The second of the top two threats to Southeast Asian biodiversity identified by Hughes in the study is hunting and the illegal wildlife trade. (Another study published last September actually found hunting to be an even bigger threat to the region’s biodiversity than deforestation.)

Wildlife collection in the region is driven by bushmeat hunting and the use of wild animals and their parts in traditional medicine, for ornamental purposes, and for the pet trade. “The intensity of demand has resulted in the loss of all mammals of over [two kilograms] in the majority of unprotected forests across the region, whilst many bird and herptiles are under major threat as pets, and for zoos and aquaria,” Hughes said.

Many of Southeast Asia’s most threatened ecosystems harbor exceptionally high levels of endemism. Take, for instance, karsts, landscapes underlain by limestone that have eroded, producing ridges, towers, sinkholes, and other characteristic features capable of harboring multiple site-endemic species. Southeast Asia has an estimated 800,000 square kilometers (about 309,000 square miles) of karst, and there are estimates that up to 90 percent of cave-dependent species in China have yet to be formally described by scientists.

Yet karst ecosystems are under threat, mainly due to cement production – another threat to Southeast Asia’s biodiversity that shows no sign of abating any time soon. Cement production has grown exponentially in recent years, and three of the top five global exporters of limestone are in Southeast Asia: India, Vietnam, and Malaysia, which collectively produce nearly 20 percent of global cement exports.

“As karsts are under-represented in protected areas – and given the majority of karst-dwelling species are limited to a single site – there is no way of knowing how many species go extinct annually as a consequence,” Hughes notes.

There are numerous other drivers of biodiversity loss in Southeast Asia, including climate change, disease, invasive species, pollution, and urbanization, but, in the short-term, none represent the same level of threat to the same number of species as habitat loss and hunting and trading of wildlife, according to Hughes.

Compounding the problem is the fact that none of these drivers of biodiversity loss occur in a vacuum. In fact, many of the threats “act in synergism,” Hughes writes in the study, “and the outlook for any species or habitat reflects the complex interaction of a number of these issues.” Which, she suggests, is all the more reason to understand each driver in its specific context when creating solutions.

In the study, Hughes makes a number of recommendations for combating these threats to biodiversity in the region.
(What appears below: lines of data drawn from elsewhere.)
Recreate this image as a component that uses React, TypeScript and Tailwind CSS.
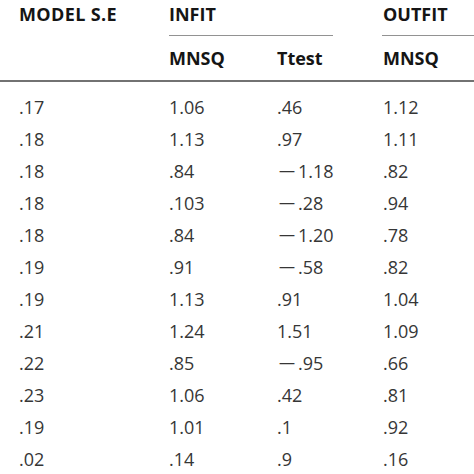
const rows: [string, string, string, string][] = [
  ['.17', '1.06', '.46', '1.12'],
  ['.18', '1.13', '.97', '1.11'],
  ['.18', '.84', '\u22121.18', '.82'],
  ['.18', '.103', '\u2212.28', '.94'],
  ['.18', '.84', '\u22121.20', '.78'],
  ['.19', '.91', '\u2212.58', '.82'],
  ['.19', '1.13', '.91', '1.04'],
  ['.21', '1.24', '1.51', '1.09'],
  ['.22', '.85', '\u2212.95', '.66'],
  ['.23', '1.06', '.42', '.81'],
  ['.19', '1.01', '.1', '.92'],
  ['.02', '.14', '.9', '.16'],
];

// the typeset minus is long and set off from the number
function Signed({ value }: { value: string }) {
  if (!value.startsWith('\u2212')) return <>{value}</>;
  return (
    <span className="pl-[1px]">
      <span className="inline-block w-[20px]">
        <span className="inline-block origin-left scale-x-[1.75]">{'\u2212'}</span>
      </span>
      {value.slice(1)}
    </span>
  );
}

export default function App() {
  return (
    <div
      className="w-[474px] h-[474px] overflow-hidden bg-white text-[18px]"
      style={{ fontFamily: '"Open Sans", "Liberation Sans", sans-serif' }}
    >
      {/* header */}
      <div className="grid grid-cols-[169px_108px_106px_91px] font-bold text-[#151515]">
        <div className="pl-[19px] h-[36px] pt-[1px] leading-[27px] tracking-[0.02em]">MODEL S.E</div>
        <div className="col-span-2 mr-[50px] h-[36px] pt-[1px] leading-[27px] border-b-[1.5px] border-[#929292]">INFIT</div>
        <div className="pl-[1px] ml-[-1px] h-[36px] pt-[1px] leading-[27px] border-b-[1.5px] border-[#929292]">OUTFIT</div>

        <div className="h-[46px] border-b-2 border-[#727272]" />
        <div className="h-[46px] pt-[9px] leading-[26px] border-b-2 border-[#727272]">MNSQ</div>
        <div className="h-[46px] pt-[9px] leading-[26px] border-b-2 border-[#727272]">Ttest</div>
        <div className="h-[46px] pt-[9px] leading-[26px] border-b-2 border-[#727272]">MNSQ</div>
      </div>

      {/* body */}
      <div className="pt-[9px] text-[#363636]">
        {rows.map((r, i) => (
          <div key={i} className="grid grid-cols-[169px_108px_106px_91px] h-[32px] leading-[32px]">
            <div className="pl-[19px]">{r[0]}</div>
            <div>{r[1]}</div>
            <div>
              <Signed value={r[2]} />
            </div>
            <div>{r[3]}</div>
          </div>
        ))}
      </div>
    </div>
  );
}
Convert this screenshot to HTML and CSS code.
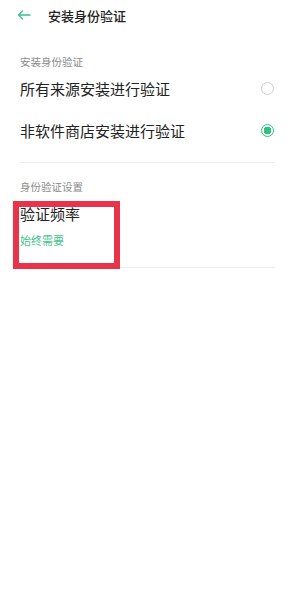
FILE: index.html
```html
<!DOCTYPE html>
<html lang="zh">
<head>
    <meta charset="UTF-8">
    <meta name="viewport" content="width=device-width, initial-scale=1.0">
    <title>安装身份验证</title>
    <link rel="stylesheet" href="styles.css">
</head>
<body>
    <!-- Header -->
    <div class="header">
        <svg class="back" width="14" height="10" viewBox="0 0 14 10">
            <path d="M13 5H1.5M5.5 1L1.5 5L5.5 9" fill="none" stroke="#3dbf8c" stroke-width="1.3" stroke-linecap="round" stroke-linejoin="round"/>
        </svg>
        <h1>安装身份验证</h1>
    </div>

    <!-- Install verification -->
    <div class="section-label first">安装身份验证</div>
    <div class="option">
        <span>所有来源安装进行验证</span>
        <span class="radio"></span>
    </div>
    <div class="option">
        <span>非软件商店安装进行验证</span>
        <span class="radio checked"></span>
    </div>
    <div class="divider"></div>

    <!-- Identity settings -->
    <div class="section-label">身份验证设置</div>
    <div class="item">
        <div class="item-title">验证频率</div>
        <div class="item-sub">始终需要</div>
        <div class="highlight"></div>
    </div>
    <div class="divider flush"></div>
</body>
</html>
```

FILE: styles.css
```css
* {
    margin: 0;
    padding: 0;
    box-sizing: border-box;
}

body {
    background: #fff;
    color: #222;
    font-family: "Noto Sans CJK SC", "Noto Sans", sans-serif;
    width: 295px;
    min-height: 600px;
}

/* Header */
.header {
    display: flex;
    align-items: center;
    height: 30px;
    padding-left: 17px;
}

.header .back {
    margin-right: 17px;
}

.header h1 {
    font-size: 13px;
    font-weight: 500;
    color: #222;
}

/* Sections */
.section-label {
    font-size: 10.5px;
    line-height: 15px;
    color: #8a8a8a;
    padding: 16px 20px 0;
    height: 34px;
}

.section-label.first {
    padding-top: 24px;
    height: 37px;
}

.option {
    display: flex;
    justify-content: space-between;
    align-items: center;
    height: 42px;
    padding: 0 20px;
    font-size: 15px;
}

.radio {
    width: 13px;
    height: 13px;
    border: 1.3px solid #cfcfcf;
    border-radius: 50%;
    margin-right: 1px;
}

.radio.checked {
    border-color: #2ec27e;
    background: radial-gradient(circle, #2ec27e 0 3.6px, #fff 4px);
}

.divider {
    height: 1px;
    background: #ececec;
    margin: 11px 20px 0;
}

.divider.flush {
    margin-top: 0;
}

.item {
    position: relative;
    padding: 6px 20px 0;
    height: 70px;
}

.item-title {
    font-size: 15px;
    line-height: 22px;
}

.item-sub {
    font-size: 11px;
    color: #47c48f;
    line-height: 16px;
    margin-top: 7px;
}

/* Annotation box */
.highlight {
    position: absolute;
    left: 13px;
    top: 4px;
    width: 107px;
    height: 68px;
    border: 6px solid #e8334b;
}
```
For many ecosystems and some taxa, she argues, further research is needed to develop appropriate priorities for conservation, especially in the wake of rapid habitat degradation and destruction. Better enforcement and monitoring is also needed in order to enforce existing regulations to protect habitat and prevent the exploitation of endangered species. And while new technologies allow habitat destruction and wildlife trade to be monitored at ever-higher temporal and spatial resolutions, more effort is required to make the use of these technologies standard practice.

“Southeast Asia’s biodiversity has never been more threatened,” Hughes said. “Without urgent and immediate action to counter and ameliorate these threats we can expect to see the extinction of large numbers of species in the coming decades.”